Eilish O’Regan: Every euro wasted is a betrayal of the vulnerable
EVERY euro wasted by the Health Service Executive (HSE) is a betrayal of the patients and other vulnerable groups who depend on it.
While it frequently boasts about the "savings" it has made in shedding staff, centralising services and cuts in perks, the reality is that serious weaknesses in financial controls still exist.
The virtue of these hard-hitting and thorough investigation reports is that they were drawn up by the HSE's own internal audit office.
It is performing an essential watchdog role on its own colleagues and systems. It is also the case that much good practice is uncovered.
Some of the lax controls are blamed on lack of adminsitrative staff, but there is also plenty of evidence of carelessness with taxpayers' money.
Primary care centres are hugely expensive and amount to a major financial undertaking.
But the unit of the HSE that deals in multi-millions has been found wanting.
The HSE has ongoing problems with its information technology systems, lapses which have been exposed again and again.
Much of these investigations took place last year when the HSE was announcing cuts in areas such as home help hours .
This year more rationing is under way, although it is being done in a covert way.

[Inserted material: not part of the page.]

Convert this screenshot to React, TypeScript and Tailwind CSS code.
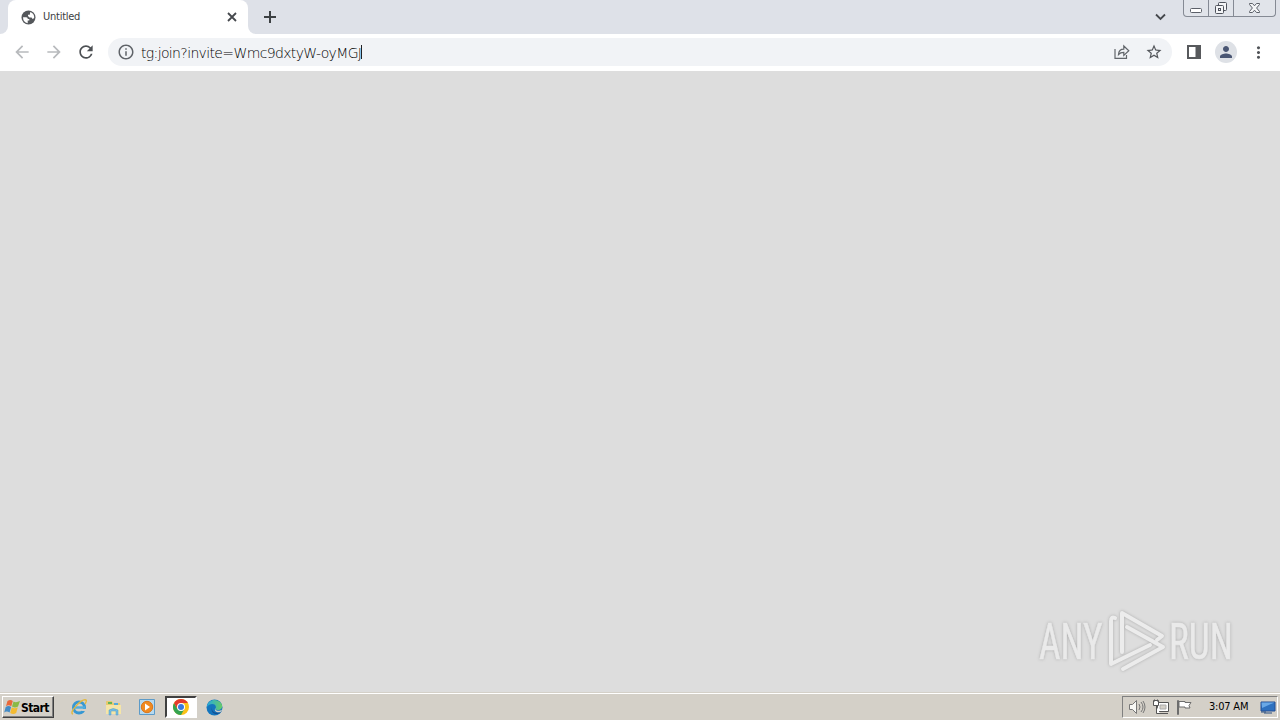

Despite denials by health officials, it is becoming more difficult for people on low incomes with serious illnesses, like cancer, to get discretionary medical cards.

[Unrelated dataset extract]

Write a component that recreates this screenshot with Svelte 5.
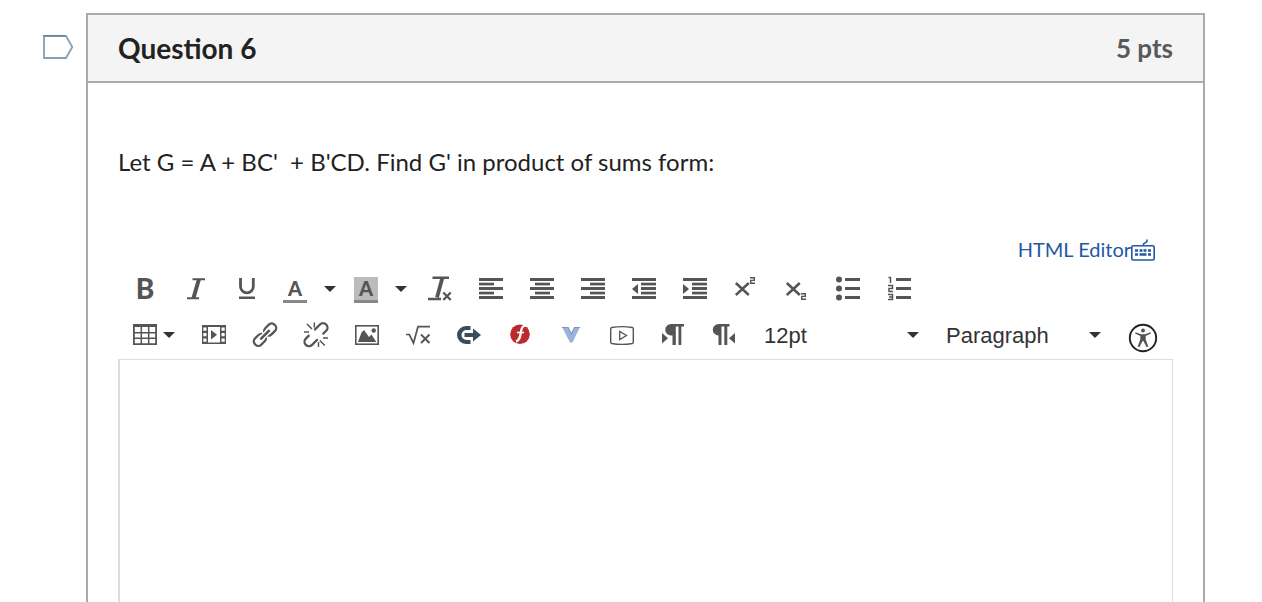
<script>
  let fontSize = $state('12pt');
  let block = $state('Paragraph');
  let answer = $state('');

  const aligners = [
    { name: 'Align left', bars: [[2, 24], [2, 15], [2, 24], [2, 15], [2, 24]] },
    { name: 'Align center', bars: [[2, 24], [7, 15], [2, 24], [7, 15], [2, 24]] },
    { name: 'Align right', bars: [[2, 24], [11, 15], [2, 24], [11, 15], [2, 24]] },
    { name: 'Decrease indent', bars: [[2, 24], [11, 15], [11, 15], [11, 15], [2, 24]], arrow: 'M8 9v10L2 14z' },
    { name: 'Increase indent', bars: [[2, 24], [11, 15], [11, 15], [11, 15], [2, 24]], arrow: 'M2 9v10l6-5z' }
  ];
  const barTop = [3, 7.700, 12, 16.700, 21];
  const barHeight = [3, 2.700, 3, 2.700, 3];
</script>

{#snippet caret()}
  <svg class="caret" viewBox="0 0 12 6" aria-hidden="true"><path d="M0 0h12L6 6z" /></svg>
{/snippet}

<main class="page">
  <button class="flag" aria-label="Flag question">
    <svg viewBox="0 0 30 24">
      <path d="M1 1h22l6.300 11-6.300 11H1z" fill="#fff" stroke="#86a0b6" stroke-width="1.8" />
      <path d="M0 .7h23" stroke="#66839c" stroke-width="1.4" />
    </svg>
  </button>

  <section class="card">
    <header class="card-head">
      <h1>Question 6</h1>
      <span class="points">5 pts</span>
    </header>

    <div class="card-body">
      <p class="prompt">Let G = A + BC'&nbsp; + B'CD. Find G' in product of sums form:</p>

      <div class="editor-links">
        <a href="#html">HTML Editor</a>
        <button class="keys" aria-label="Keyboard shortcuts">
          <svg viewBox="0 0 24 22">
            <g fill="none" stroke="#2457a3">
              <rect x=".8" y="6.800" width="22.400" height="14.200" rx="1.500" stroke-width="1.600" />
              <path d="M12.500 6.500V5l3.500-2.500V.5" stroke-width="1.500" />
              <path d="M4 11.500h3M8.500 11.500h3M12.500 11.500h3M17 11.500h3M4 15.500h3M8.500 15.500h7M17 15.500h3" stroke-width="2.600" />
            </g>
          </svg>
        </button>
      </div>

      <div class="toolbar">
        <div class="row">
          <button class="tool" aria-label="Bold">
            <svg viewBox="0 0 27 28"><text x="14" y="24" text-anchor="middle" class="heavy" font-size="28">B</text></svg>
          </button>
          <button class="tool" aria-label="Italic">
            <svg viewBox="0 0 27 28">
              <path d="M10.500 4.200H23M5 23.200h12" stroke-width="2" class="line" />
              <path d="M17 4L11.500 23" stroke-width="4" class="line" />
            </svg>
          </button>
          <button class="tool" aria-label="Underline">
            <svg viewBox="0 0 27 28">
              <path d="M7.500 3v8.500a6.400 6.400 0 0 0 12.800 0V3" stroke-width="2.800" class="line" />
              <path d="M6 21.500h16V24H6z" />
            </svg>
          </button>
          <button class="tool narrow" aria-label="Text color">
            <svg viewBox="0 0 27 28"><text x="14" y="21" text-anchor="middle" class="heavy" font-size="20">A</text><path d="M2 25h24v3H2z" fill="#888" /></svg>
          </button>
          <button class="more" aria-label="Text color choices">{@render caret()}</button>
          <button class="tool narrow" aria-label="Background color">
            <svg viewBox="0 0 27 28"><path d="M2 2h24v23H2z" fill="#bbb" /><text x="14" y="21" text-anchor="middle" class="heavy" font-size="20">A</text><path d="M2 25h24v3H2z" fill="#888" /></svg>
          </button>
          <button class="more" aria-label="Background color choices">{@render caret()}</button>
          <button class="tool" aria-label="Clear formatting">
            <svg viewBox="0 0 27 28">
              <path d="M6.500 2.800H23M2 24h13" stroke-width="2.600" class="line" />
              <path d="M16.300 3L11 22.500" stroke-width="3.800" class="line" />
              <path d="M17.300 17.500l7.400 7.500M24.700 17.500L17.300 25" stroke-width="2.300" class="line" />
            </svg>
          </button>
          {#each aligners as a}
            <button class="tool" aria-label={a.name}>
              <svg viewBox="0 0 27 28">
                {#each a.bars as [x, w], i}<rect {x} y={barTop[i]} width={w} height={barHeight[i]} />{/each}
                {#if a.arrow}<path d={a.arrow} />{/if}
              </svg>
            </button>
          {/each}
          <button class="tool" aria-label="Superscript">
            <svg viewBox="0 0 27 28">
              <path d="M3.800 8l13 12M16.800 8l-13 12" stroke-width="2.500" class="line" />
              <path d="M18 2.700h4.300v2.700h-3.600v2.900H23" stroke-width="1.400" class="line" />
            </svg>
          </button>
          <button class="tool" aria-label="Subscript">
            <svg viewBox="0 0 27 28">
              <path d="M3.800 8l13 12M16.800 8l-13 12" stroke-width="2.500" class="line" />
              <path d="M18 18.700h4.300v2.700h-3.600v2.900H23" stroke-width="1.400" class="line" />
            </svg>
          </button>
          <button class="tool" aria-label="Bullet list">
            <svg viewBox="0 0 27 28">
              <circle cx="5" cy="4.500" r="3" /><circle cx="5" cy="13.500" r="3" /><circle cx="5" cy="22.500" r="3" />
              <path d="M11 3h15v3H11zM11 12h15v3H11zM11 21h15v3H11z" />
            </svg>
          </button>
          <button class="tool" aria-label="Numbered list">
            <svg viewBox="0 0 27 28">
              <path d="M3.500 2.500h2V8M3 10.500h4.500v3H4v3h4M3 19.500h4.500v5H3M4 22h3.500" stroke-width="1.500" class="line" />
              <path d="M11 3h15v3H11zM11 12h15v3H11zM11 21h15v3H11z" />
            </svg>
          </button>
        </div>

        <div class="row">
          <button class="tool menu" aria-label="Table">
            <svg viewBox="0 0 27 28">
              <path d="M2 3h24v3H2z" />
              <path d="M10.300 5v18M17.700 5v18M3 11.700h22M3 17.300h22" stroke-width="1.500" class="line" />
              <path d="M2.900 4v19.200h22.200V4" stroke-width="1.800" class="line" />
            </svg>
            {@render caret()}
          </button>
          <button class="tool" aria-label="Record media">
            <svg viewBox="0 0 27 28">
              <path d="M2 4h24v19H2z" />
              <path d="M8 6h12v15.500H8zM3.300 6.500h3.200v3.200H3.300zM3.300 12h3.200v3.200H3.300zM3.300 17.500h3.200v3.200H3.300zM21.500 6.500h3.200v3.200h-3.200zM21.500 12h3.200v3.200h-3.200zM21.500 17.500h3.200v3.200h-3.200z" fill="#fff" />
              <path d="M11 9v9.500l6-4.800z" />
            </svg>
          </button>
          <button class="tool" aria-label="Insert link">
            <svg viewBox="0 0 27 28">
              <g transform="rotate(-45 14 13.700)" stroke-width="2.300" class="line">
                <rect x="14.800" y="9.300" width="13" height="8.800" rx="4" />
                <rect x=".2" y="9.300" width="13" height="8.800" rx="4" />
                <path class="halo" d="M9.500 13.700h9" stroke-width="5.500" />
                <path d="M8.500 13.700h11" stroke-width="2.600" stroke-linecap="round" />
              </g>
            </svg>
          </button>
          <button class="tool" aria-label="Remove link">
            <svg viewBox="0 0 27 28">
              <g transform="rotate(-45 14 13.700)" stroke-width="2.300" class="line">
                <path d="M16 9.300h8a4.400 4.400 0 0 1 0 8.800h-5" />
                <path d="M12 18.100H4a4.400 4.400 0 0 1 0-8.800h5" />
              </g>
              <path d="M5 3l5 5M12.300 1.500v5M2 11h5M22.800 24.500l-5-5M16.500 21v5M21 17h5" stroke-width="1.500" class="line" />
            </svg>
          </button>
          <button class="tool" aria-label="Insert image">
            <svg viewBox="0 0 27 28">
              <rect x="2.800" y="4.800" width="22.400" height="18.400" stroke-width="1.600" class="line" />
              <path d="M5 21l3.500-9.500L11 9l5 7 2.500-2.500L23 20.500v.5z" /><circle cx="20.700" cy="9.500" r="2.200" />
            </svg>
          </button>
          <button class="tool" aria-label="Insert math equation">
            <svg viewBox="0 0 27 28">
              <path d="M2 13.500h3.300l4.200 8.500L14 5.700h12" stroke-width="1.700" class="line" />
              <path d="M17 13.500l8.500 8.500M25.500 13.500L17 22" stroke-width="1.900" class="line" />
            </svg>
          </button>
          <button class="tool" aria-label="Commons resource">
            <svg viewBox="0 0 27 28">
              <g fill="#3a4d5c">
                <path d="M15.500 5H11a9 9 0 0 0 0 18h4.500v-4H11.500a5 5 0 0 1 0-10h4z" />
                <path d="M9.500 12H18V7.500l8 6.500-8 6.500V16H9.500z" />
              </g>
            </svg>
          </button>
          <button class="tool" aria-label="Flash media">
            <svg viewBox="0 0 27 28">
              <circle cx="14" cy="13.300" r="9.800" fill="#bb2a2c" />
              <path d="M21 4.800c-4.500-.8-5.500 2.200-6.200 6.700-.7 4.500-1.300 8.300-4.800 9" fill="none" stroke="#fff" stroke-width="2.300" />
              <path d="M11 11.500h7" fill="none" stroke="#fff" stroke-width="1.600" />
            </svg>
          </button>
          <button class="tool" aria-label="Video library">
            <svg viewBox="0 0 27 28">
              <path d="M5 6h6.300l3 6.500 3-6.500H23l-7.500 15.500h-2.500z" fill="#9ab3dc" />
              <path d="M4.800 6.500h6.300l3.200 6.500 3.200-6.500H23.200" fill="none" stroke="#8197bd" stroke-width="1.100" />
            </svg>
          </button>
          <button class="tool" aria-label="Embed video">
            <svg viewBox="0 0 27 28">
              <path d="M3.700 6.500Q14 4.700 24.300 6.500q1 .2 1 1.200v13.600q0 1-1 1.200Q14 24.300 3.700 22.500q-1-.2-1-1.200V7.700q0-1 1-1.200z" stroke-width="1.400" class="line" />
              <path d="M11.700 10.500v8l6.800-4z" stroke-width="1.300" class="line" />
            </svg>
          </button>
          <button class="tool" aria-label="Left to right">
            <svg viewBox="0 0 27 28"><path d="M12 3h13v2.500h-2.700V24H19.500V5.500h-2.700V24H13.500v-9.500H12A5.700 5.700 0 0 1 12 3zM3 12v10.500l6-5.200z" /></svg>
          </button>
          <button class="tool" aria-label="Right to left">
            <svg viewBox="0 0 27 28"><path d="M8.500 3h11v2.500h-2.200V24h-3V5.500h-2.800V24h-3v-9.500A5.700 5.700 0 0 1 8.500 3zM25 12v10.500l-6-5.200z" /></svg>
          </button>
          <label class="pick">
            <select aria-label="Font size" bind:value={fontSize}><option>12pt</option></select>
            {@render caret()}
          </label>
          <label class="pick">
            <select aria-label="Block format" bind:value={block}><option>Paragraph</option></select>
            {@render caret()}
          </label>
          <button class="check" aria-label="Check accessibility">
            <svg viewBox="0 0 30 30">
              <circle cx="15" cy="15" r="13.200" fill="#fff" stroke="#222" stroke-width="1.900" />
              <circle cx="15" cy="7.500" r="2" />
              <path d="M7.500 9.300l5.500 2h4l5.500-2 .4 1.200-5.200 2.600v3.400l2.600 7-1.700.7L15.400 18h-.8l-3.200 6.200-1.700-.7 2.600-7v-3.400l-5.200-2.600z" />
            </svg>
          </button>
        </div>
      </div>

      <textarea class="answer" aria-label="Answer" bind:value={answer}></textarea>
    </div>
  </section>
</main>

<style>
  :global(body) { background: #fff; }

  .page {
    box-sizing: border-box;
    height: 100vh;
    overflow: hidden;
    padding: 13px 57px 0 43px;
    display: grid;
    grid-template-columns: 30px minmax(0, 1fr);
    column-gap: 13px;
    align-items: start;
    font-family: Lato, "Liberation Sans", sans-serif;
    color: #222;
  }

  button {
    margin: 0;
    padding: 0;
    border: 0;
    background: none;
    display: flex;
    align-items: center;
    justify-content: center;
    cursor: pointer;
  }

  svg { display: block; flex: none; fill: #555; overflow: visible; }
  .line { fill: none; stroke: #555; }
  .halo { stroke: #fff; }
  .heavy { font-family: Lato, sans-serif; font-weight: 900; }

  .flag { padding-top: 22px; }
  .flag svg { width: 30px; height: 24px; }

  .card { border: 2px solid #aaa; }

  .card-head {
    display: flex;
    align-items: center;
    justify-content: space-between;
    padding: 16px 30px;
    line-height: 34px;
    background: #f4f4f4;
    border-bottom: 2px solid #aaa;
  }
  h1 { margin: 0; font-size: 28px; font-weight: 700; }
  .points { font-size: 26px; font-weight: 700; color: #595959; }

  .card-body { padding: 61px 30px 0; }

  .prompt { margin: 0; font-size: 24px; line-height: 36px; }

  .editor-links {
    display: flex;
    justify-content: flex-end;
    align-items: center;
    padding: 54px 18px 0 0;
    height: 30px;
    font-size: 20px;
  }
  .editor-links a { color: #2457a3; text-decoration: none; }
  .keys { padding-top: 2px; }
  .keys svg { width: 24px; height: 22px; }

  .toolbar { padding: 2px 0 1px 1px; }
  .row { display: flex; height: 46px; }
  .tool { width: 51px; }
  .tool svg { width: 27px; height: 28px; }
  .narrow { width: 45px; }
  .more { width: 26px; }
  .menu { width: 69px; gap: 5px; justify-content: flex-start; padding-left: 12px; box-sizing: border-box; }

  .caret,
  .tool .caret { width: 12px; height: 6px; fill: #333; }

  .pick { flex: 1; display: flex; align-items: center; padding-right: 12px; }
  select {
    flex: 1;
    min-width: 0;
    height: 36px;
    margin: 0;
    padding: 0 0 0 15px;
    border: 0;
    appearance: none;
    background: none;
    color: #333;
    font: 22px "Liberation Sans", sans-serif;
  }

  .check { width: 60px; align-items: flex-end; padding-bottom: 5px; }
  .check svg { width: 30px; height: 30px; }

  .answer {
    display: block;
    box-sizing: border-box;
    width: 100%;
    height: 300px;
    padding: 12px;
    border: 1px solid #ddd;
    border-left-width: 2px;
    resize: none;
    outline: 0;
    font: 24px Lato, sans-serif;
  }
</style>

Health Minister James Reilly and HSE official Laverne McGuinness were caught off guard at a recent Oireachtas Committee on health and children when they spoke of the increasing scrutiny the applications for these cards face.
Their removal is causing much distress to many people.
The HSE may have moved on from generous bonuses for managers and expensive travel that characterised its early years, but many of its basic systems still suffer wastage.
Until these are tackled, people who are at its mercy will lose out.